TASK PROMPT: Give an exact copy of every line, leaving images out.

COLLECTED MATERIAL:
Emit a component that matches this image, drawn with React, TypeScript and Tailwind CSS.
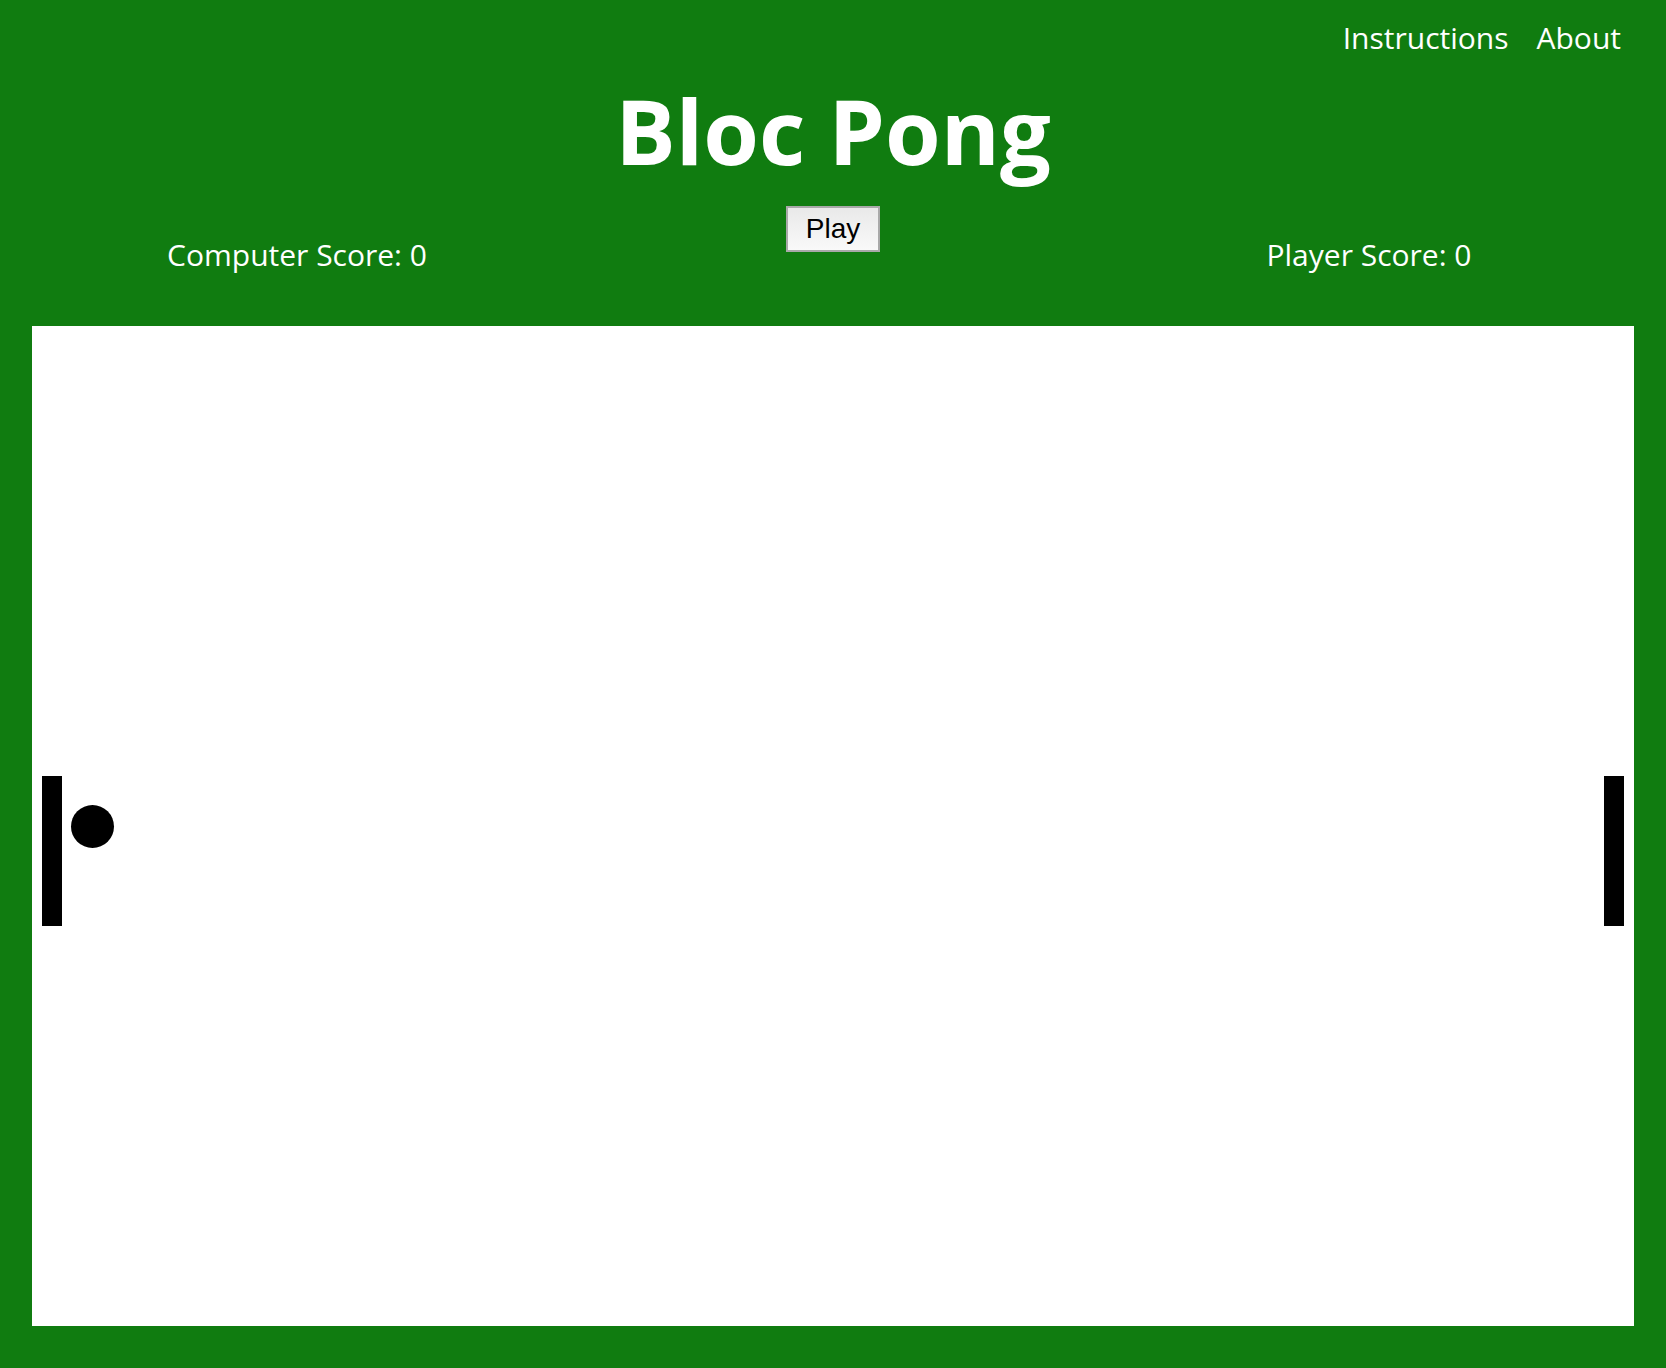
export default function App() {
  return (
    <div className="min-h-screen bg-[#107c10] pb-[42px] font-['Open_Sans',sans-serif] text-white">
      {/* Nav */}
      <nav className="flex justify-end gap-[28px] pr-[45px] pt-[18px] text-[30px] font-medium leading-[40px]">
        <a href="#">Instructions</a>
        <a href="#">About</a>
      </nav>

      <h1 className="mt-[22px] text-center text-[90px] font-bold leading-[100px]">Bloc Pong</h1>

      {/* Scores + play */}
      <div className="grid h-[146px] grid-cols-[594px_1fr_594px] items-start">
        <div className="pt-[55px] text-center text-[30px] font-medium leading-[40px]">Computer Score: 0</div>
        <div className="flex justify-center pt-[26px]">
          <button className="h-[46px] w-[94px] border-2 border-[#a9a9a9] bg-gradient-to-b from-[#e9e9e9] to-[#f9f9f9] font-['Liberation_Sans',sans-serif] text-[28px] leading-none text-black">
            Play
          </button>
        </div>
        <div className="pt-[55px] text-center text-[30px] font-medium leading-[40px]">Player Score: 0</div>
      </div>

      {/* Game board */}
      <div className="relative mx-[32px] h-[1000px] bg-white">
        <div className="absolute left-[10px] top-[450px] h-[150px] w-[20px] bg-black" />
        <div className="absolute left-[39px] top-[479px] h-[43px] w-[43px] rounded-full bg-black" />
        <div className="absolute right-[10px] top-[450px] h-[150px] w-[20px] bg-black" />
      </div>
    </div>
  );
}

RESULT BELOW:
Emit a component that matches this image, drawn with React, TypeScript and Tailwind CSS.
export default function App() {
  return (
    <div className="min-h-screen bg-[#107c10] pb-[42px] font-['Open_Sans',sans-serif] text-white">
      {/* Nav */}
      <nav className="flex justify-end gap-[28px] pr-[45px] pt-[18px] text-[30px] font-medium leading-[40px]">
        <a href="#">Instructions</a>
        <a href="#">About</a>
      </nav>

      <h1 className="mt-[22px] text-center text-[90px] font-bold leading-[100px]">Bloc Pong</h1>

      {/* Scores + play */}
      <div className="grid h-[146px] grid-cols-[594px_1fr_594px] items-start">
        <div className="pt-[55px] text-center text-[30px] font-medium leading-[40px]">Computer Score: 0</div>
        <div className="flex justify-center pt-[26px]">
          <button className="h-[46px] w-[94px] border-2 border-[#a9a9a9] bg-gradient-to-b from-[#e9e9e9] to-[#f9f9f9] font-['Liberation_Sans',sans-serif] text-[28px] leading-none text-black">
            Play
          </button>
        </div>
        <div className="pt-[55px] text-center text-[30px] font-medium leading-[40px]">Player Score: 0</div>
      </div>

      {/* Game board */}
      <div className="relative mx-[32px] h-[1000px] bg-white">
        <div className="absolute left-[10px] top-[450px] h-[150px] w-[20px] bg-black" />
        <div className="absolute left-[39px] top-[479px] h-[43px] w-[43px] rounded-full bg-black" />
        <div className="absolute right-[10px] top-[450px] h-[150px] w-[20px] bg-black" />
      </div>
    </div>
  );
}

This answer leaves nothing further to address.